Miller, who will turn 68 on April 4, is content to let others do the boasting for him. It's not his style. Neither, evidently, has it ever been.
"I always considered myself to be just another kid in town or the guy who lived next door," he said. "I moved back here when my mother was ill about 10 years ago, and I stayed with her in the last year of her life. After she died, I wasn't sure where I was going to go after that, but I reconnected with so many people and made some new friends.
"I've lived in other places. This is as good as any place to live. I don't drive anymore, but everything is so close by."
Miller said he hasn't even attended an event at North Carolina since the early 1990s. In the 2005 book "North Carolina Tar Heels: Where Have You Gone?" author Scott Fowler devotes a chapter to Miller, referring to him as "mysterious" at one point.
"Several years ago, ESPN honored Dean Smith with a special show and asked me to be on it, but I didn't do it," Miller said. "Carolina also had a 100th basketball anniversary and I was invited back, but I didn't go to that either. I've been honored enough. Even if they put me in the College Basketball Hall of Fame, I wouldn't attend the ceremony."
In 2004 shortly after Miller's return to the area, Catasauqua created a Sports Hall of Fame and Miller was among the first inducted.
"With the Hall of Fame, we spread it over two nights," athletic director Moll said. "The first night we honor the inductees at a basketball game. We were still at Lincoln Gym in 2004, and the place was packed just like it was when Larry played. There was a huge groan from the crowd when I announced that Larry wasn't there.
"But the second night is a banquet at the CatasauquaAmerican Legion. A lot of people said he wouldn't come to that either, but he was there. And when he spoke, he was great. He brought the house down."
One place Miller doesn't shy away from is the Catasauqua Public Library. Martha Birtcher, the library's director, said he had done volunteer work and donated a treasure trove of memorabilia.
"He has been very personable, very kind and generous," she said. "He donated a lot of clerical-type things for us and his memorabilia to us for use in our history room. He told us it was on indefinite loan. He has definitely been a friend to us."
Among the highlights of the collection are four scrapbooks that Miller's mother filled up with clippings of his career.
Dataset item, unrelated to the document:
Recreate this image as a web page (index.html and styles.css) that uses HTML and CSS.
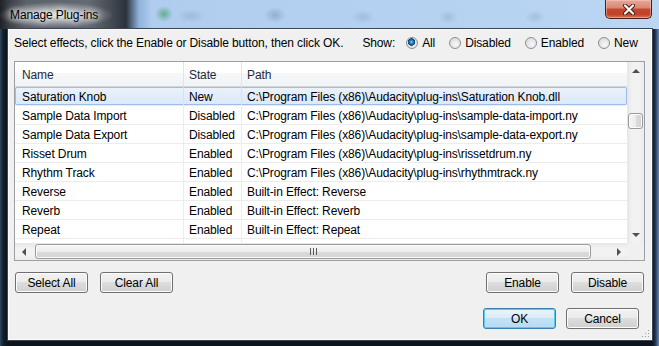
FILE: index.html
```html
<!DOCTYPE html>
<html lang="en">
<head>
    <meta charset="UTF-8">
    <meta name="viewport" content="width=device-width, initial-scale=1.0">
    <title>Manage Plug-ins</title>
    <link rel="stylesheet" href="styles.css">
</head>
<body>
    <div class="window">
        <div class="titlebar">
            <div class="title">Manage Plug-ins</div>
            <div class="close-button">
                <svg width="12" height="11" viewBox="0 0 12 11">
                    <path d="M2 1.5 L10 9.5 M10 1.5 L2 9.5" stroke="#4a1a12" stroke-width="4" stroke-linecap="round"/>
                    <path d="M2 1.5 L10 9.5 M10 1.5 L2 9.5" stroke="#ffffff" stroke-width="2.2" stroke-linecap="round"/>
                </svg>
            </div>
        </div>
        <div class="frame">
            <div class="client">
                <div class="top-row">
                    <div class="hint">Select effects, click the Enable or Disable button, then click OK.</div>
                    <div class="show-group">
                        <span class="show-label">Show:</span>
                        <label class="radio-option"><span class="radio checked"></span>All</label>
                        <label class="radio-option"><span class="radio"></span>Disabled</label>
                        <label class="radio-option"><span class="radio"></span>Enabled</label>
                        <label class="radio-option"><span class="radio"></span>New</label>
                    </div>
                </div>

                <div class="listview">
                    <div class="table-view">
                        <div class="list-row list-header">
                            <div class="cell col-name">Name</div>
                            <div class="cell col-state">State</div>
                            <div class="cell col-path">Path</div>
                        </div>
                        <div class="list-row selected">
                            <div class="cell col-name">Saturation Knob</div>
                            <div class="cell col-state">New</div>
                            <div class="cell col-path">C:\Program Files (x86)\Audacity\plug-ins\Saturation Knob.dll</div>
                        </div>
                        <div class="list-row">
                            <div class="cell col-name">Sample Data Import</div>
                            <div class="cell col-state">Disabled</div>
                            <div class="cell col-path">C:\Program Files (x86)\Audacity\plug-ins\sample-data-import.ny</div>
                        </div>
                        <div class="list-row">
                            <div class="cell col-name">Sample Data Export</div>
                            <div class="cell col-state">Disabled</div>
                            <div class="cell col-path">C:\Program Files (x86)\Audacity\plug-ins\sample-data-export.ny</div>
                        </div>
                        <div class="list-row">
                            <div class="cell col-name">Risset Drum</div>
                            <div class="cell col-state">Enabled</div>
                            <div class="cell col-path">C:\Program Files (x86)\Audacity\plug-ins\rissetdrum.ny</div>
                        </div>
                        <div class="list-row">
                            <div class="cell col-name">Rhythm Track</div>
                            <div class="cell col-state">Enabled</div>
                            <div class="cell col-path">C:\Program Files (x86)\Audacity\plug-ins\rhythmtrack.ny</div>
                        </div>
                        <div class="list-row">
                            <div class="cell col-name">Reverse</div>
                            <div class="cell col-state">Enabled</div>
                            <div class="cell col-path">Built-in Effect: Reverse</div>
                        </div>
                        <div class="list-row">
                            <div class="cell col-name">Reverb</div>
                            <div class="cell col-state">Enabled</div>
                            <div class="cell col-path">Built-in Effect: Reverb</div>
                        </div>
                        <div class="list-row">
                            <div class="cell col-name">Repeat</div>
                            <div class="cell col-state">Enabled</div>
                            <div class="cell col-path">Built-in Effect: Repeat</div>
                        </div>
                        <div class="list-row">
                            <div class="cell col-name"></div>
                            <div class="cell col-state"></div>
                            <div class="cell col-path"></div>
                        </div>
                    </div>

                    <div class="vscroll">
                        <div class="scroll-btn"><span class="arrow arrow-up"></span></div>
                        <div class="vtrack"><div class="vthumb"></div></div>
                        <div class="scroll-btn"><span class="arrow arrow-down"></span></div>
                    </div>

                    <div class="hscroll">
                        <div class="scroll-btn"><span class="arrow arrow-left"></span></div>
                        <div class="htrack"><div class="hthumb"><span class="grip"></span></div></div>
                        <div class="scroll-btn"><span class="arrow arrow-right"></span></div>
                    </div>
                    <div class="corner"></div>
                </div>

                <div class="button-row">
                    <div class="button-group">
                        <button type="button" class="win-button">Select All</button>
                        <button type="button" class="win-button">Clear All</button>
                    </div>
                    <div class="button-group">
                        <button type="button" class="win-button">Enable</button>
                        <button type="button" class="win-button">Disable</button>
                    </div>
                </div>

                <div class="dialog-buttons">
                    <button type="button" class="win-button default-button">OK</button>
                    <button type="button" class="win-button">Cancel</button>
                </div>

                <svg class="size-grip" width="10" height="10" viewBox="0 0 10 10">
                    <rect x="8" y="2" width="1" height="1" fill="#a0a0a0"/>
                    <rect x="5" y="5" width="1" height="1" fill="#a0a0a0"/>
                    <rect x="8" y="5" width="1" height="1" fill="#a0a0a0"/>
                    <rect x="2" y="8" width="1" height="1" fill="#a0a0a0"/>
                    <rect x="5" y="8" width="1" height="1" fill="#a0a0a0"/>
                    <rect x="8" y="8" width="1" height="1" fill="#a0a0a0"/>
                </svg>
            </div>
        </div>
    </div>
</body>
</html>
```

FILE: styles.css
```css
body {
    margin: 0;
    padding: 0;
    background-color: #0c141e;
    font-family: 'Liberation Sans', Arial, sans-serif;
    font-size: 12px;
    letter-spacing: -0.12px;
    color: #000000;
    overflow: hidden;
}

.window {
    width: 659px;
    height: 346px;
    display: flex;
    flex-direction: column;
}

/* glass title bar */
.titlebar {
    height: 29px;
    flex-shrink: 0;
    display: flex;
    justify-content: space-between;
    align-items: flex-start;
    padding-left: 10px;
    box-sizing: border-box;
    background:
        radial-gradient(ellipse 9px 8px at 164px 14px, rgba(50, 150, 80, 0.6), rgba(50, 150, 80, 0)),
        radial-gradient(ellipse 14px 7px at 191px 16px, rgba(80, 100, 125, 0.18), rgba(80, 100, 125, 0)),
        radial-gradient(ellipse 11px 8px at 275px 15px, rgba(60, 80, 100, 0.25), rgba(60, 80, 100, 0)),
        radial-gradient(ellipse 12px 7px at 363px 17px, rgba(80, 100, 125, 0.18), rgba(80, 100, 125, 0)),
        radial-gradient(ellipse 10px 7px at 448px 17px, rgba(80, 100, 125, 0.18), rgba(80, 100, 125, 0)),
        radial-gradient(ellipse 10px 7px at 535px 17px, rgba(80, 100, 125, 0.18), rgba(80, 100, 125, 0)),
        radial-gradient(ellipse 58px 13px at 56px 15px, rgba(226, 229, 233, 0.95), rgba(226, 229, 233, 0)),
        linear-gradient(90deg, #1e2227 0, #3c4148 10px, #5c6269 26px, #646a71 88px, #474d55 110px, #2a323c 126px, #8fb3dc 139px, #b0cdef 152px, #bad6f3 100%);
}

.title {
    margin-top: 7px;
    line-height: 16px;
    text-shadow: 0 0 6px #ffffff, 0 0 10px #ffffff;
}

.close-button {
    width: 47px;
    height: 19px;
    margin-right: 7px;
    box-sizing: border-box;
    border: 1px solid #4a1c14;
    border-top: none;
    border-radius: 0 0 5px 5px;
    display: flex;
    justify-content: center;
    align-items: center;
    background: linear-gradient(#e6a899 0%, #d98572 45%, #c4462c 50%, #c0432a 80%, #d2785e 100%);
    box-shadow: inset 0 0 0 1px rgba(255, 210, 200, 0.45);
}

/* dark frame round the client area */
.frame {
    flex: 1;
    display: flex;
    padding: 0 7px 6px 8px;
    background:
        radial-gradient(ellipse 14px 4px at 52px 346px, rgba(110, 160, 230, 0.8), rgba(110, 160, 230, 0)),
        linear-gradient(90deg, #2e4760 0, #13202e 3px, #0c141e 7px, #0c141e calc(100% - 7px), #1e2e44 calc(100% - 4px), #6a88b8 100%);
}

.client {
    position: relative;
    flex: 1;
    display: flex;
    flex-direction: column;
    background-color: #f0f0f0;
    border: 1px solid #fafafa;
    box-shadow: 0 0 0 1px #3a4452;
}

.top-row {
    display: flex;
    align-items: center;
    height: 18px;
    padding: 4px 0 0 5px;
    margin-bottom: 9px;
}

.show-group {
    display: flex;
    align-items: center;
    gap: 14px;
    margin-left: 19px;
}

.show-label {
    margin-right: -3px;
}

.radio-option {
    display: flex;
    align-items: center;
    gap: 4px;
}

.radio {
    width: 12px;
    height: 12px;
    box-sizing: border-box;
    border-radius: 50%;
    border: 1px solid #8e8f8f;
    background: radial-gradient(circle at 60% 65%, #f8f8f8 0, #e2e2e2 60%, #d0d0d0 100%);
}

.radio.checked {
    background:
        radial-gradient(circle at 45% 40%, #8fd8ff 0, #2a86c8 1.5px, #10406e 3.5px, rgba(16, 64, 110, 0) 4px),
        radial-gradient(circle, #f6f6f6 0, #d8d8d8 100%);
}

/* list control */
.listview {
    height: 200px;
    margin: 0 6px 0 5px;
    box-sizing: border-box;
    border: 1px solid #9a9fa6;
    background-color: #ffffff;
    display: grid;
    grid-template-columns: 1fr 17px;
    grid-template-rows: 1fr 17px;
}

.table-view {
    overflow: hidden;
}

.list-row {
    display: grid;
    grid-template-columns: 169px 58px 1fr;
    height: 19px;
    box-sizing: border-box;
    border-bottom: 1px solid #ececec;
}

.cell {
    white-space: nowrap;
    line-height: 14px;
    padding: 3px 0 0 5px;
    border-right: 1px solid #ececec;
}

.col-name {
    padding-left: 7px;
}

.col-path {
    border-right: none;
}

.list-header {
    height: 25px;
    border-bottom: 1px solid #d5d5d5;
    background: linear-gradient(#ffffff 0%, #ffffff 45%, #f6f7f8 46%, #f2f3f4 100%);
    color: #1e2a3a;
}

.list-header .cell {
    padding-top: 6px;
    border-right-color: #e2e4e8;
}

.list-row.selected {
    background: linear-gradient(#eaf2fc, #dbe8f9);
    box-shadow: inset 0 0 0 1px #9cbde8;
    border-radius: 2px;
}

.list-row.selected .cell {
    border-right-color: #d3e2f5;
}

/* scroll bars */
.vscroll {
    display: flex;
    flex-direction: column;
    background: linear-gradient(90deg, #e6e6e6, #f2f2f2 30%, #f2f2f2 70%, #ebebeb);
}

.hscroll {
    display: flex;
    background: linear-gradient(#e6e6e6, #f2f2f2 30%, #f2f2f2 70%, #ebebeb);
}

.corner {
    background-color: #f0f0f0;
}

.scroll-btn {
    width: 17px;
    height: 17px;
    flex-shrink: 0;
    display: flex;
    justify-content: center;
    align-items: center;
}

.arrow {
    width: 0;
    height: 0;
}

.arrow-up {
    border-left: 4px solid transparent;
    border-right: 4px solid transparent;
    border-bottom: 4px solid #505050;
}

.arrow-down {
    border-left: 4px solid transparent;
    border-right: 4px solid transparent;
    border-top: 4px solid #505050;
}

.arrow-left {
    border-top: 4px solid transparent;
    border-bottom: 4px solid transparent;
    border-right: 4px solid #505050;
}

.arrow-right {
    border-top: 4px solid transparent;
    border-bottom: 4px solid transparent;
    border-left: 4px solid #505050;
}

.vtrack {
    flex: 1;
    padding: 34px 1px 0 1px;
}

.vthumb {
    height: 16px;
    box-sizing: border-box;
    border: 1px solid #9a9a9a;
    border-radius: 3px;
    background: linear-gradient(90deg, #f6f6f6, #ececec 50%, #dcdcdc 51%, #d2d2d2);
    box-shadow: inset 0 0 0 1px #fbfbfb;
}

.htrack {
    flex: 1;
    padding: 1px 0 1px 3px;
}

.hthumb {
    width: 556px;
    height: 15px;
    box-sizing: border-box;
    border: 1px solid #9a9a9a;
    border-radius: 3px;
    background: linear-gradient(#f6f6f6, #ececec 50%, #dcdcdc 51%, #d2d2d2);
    box-shadow: inset 0 0 0 1px #fbfbfb;
    display: flex;
    justify-content: center;
    align-items: center;
}

.grip {
    width: 7px;
    height: 7px;
    background: repeating-linear-gradient(90deg, #5a5a5a 0, #5a5a5a 1px, transparent 1px, transparent 3px);
}

/* buttons */
.button-row {
    display: flex;
    justify-content: space-between;
    margin-top: 11px;
    padding: 0 7px 0 6px;
}

.button-group {
    display: flex;
    gap: 12px;
}

.dialog-buttons {
    display: flex;
    justify-content: flex-end;
    gap: 10px;
    margin-top: 15px;
    padding-right: 12px;
}

.win-button {
    width: 73px;
    height: 21px;
    padding: 0;
    font-family: 'Liberation Sans', Arial, sans-serif;
    font-size: 12px;
    letter-spacing: -0.12px;
    color: #000000;
    border: 1px solid #707070;
    border-radius: 3px;
    background: linear-gradient(#f2f2f2 0%, #ebebeb 48%, #dddddd 50%, #cfcfcf 100%);
    box-shadow: inset 0 0 0 1px #fcfcfc;
}

.default-button {
    border-color: #3c7fb1;
    background: linear-gradient(#e8f4fc 0%, #dcedf9 48%, #c4e2f6 50%, #b7dbf3 100%);
    box-shadow: inset 0 0 0 1px #58c8f4;
}

.size-grip {
    position: absolute;
    right: 1px;
    bottom: 1px;
}
```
"People have come in just to look at those scrapbooks, even people from outside the area who played against Larry," Birtcher said. "You can tell he means a lot to so many people."
While he likes his privacy, Miller is cordial to people who have found out where he lives and have stopped by.
"I don't even know how they knew where I lived, but I was working in the backyard on a Saturday morning last summer and two guys drove up and had me signing things from Carolina," he said. "And then there was a guy from Northampton who came down and had his picture taken with me. I still get letters in the mail with people who want cards signed. So, it's still there."
Because he doesn't do public appearances, many wonder and worry about Miller's health.
Miller insists he's fine.
"God bless, my health is OK," he said. "I still do a lot but I can't do some of the physical things I used to do, and that's why it's sometimes hard for me to imagine the things I did as a player. Your body changes as you get older."
Miller's basketball life ended with the end of his professional career nearly 40 years ago.
"I had a lot of opportunities to get back into basketball after I quit playing," he said. "But when I walked away, I walked away. I didn't like pro basketball. Once you're in it, you understand it's a money game. It wasn't fun for me. So I didn't want to get back in it."
But in the hearts and minds of many, Larry Miller will always be synonymous with Lehigh Valley basketball, and he has no regrets.
"I can't argue with how my life has gone," he said. "Very few people get to set the standards or marks I set or leave an imprint for so many years as I have done. I'd also like to feel as though as I've treated people well and they remember me for that.
"I think I have the right values, which I got from my parents, and that, in turn, leads to a good life. No, I can't complain."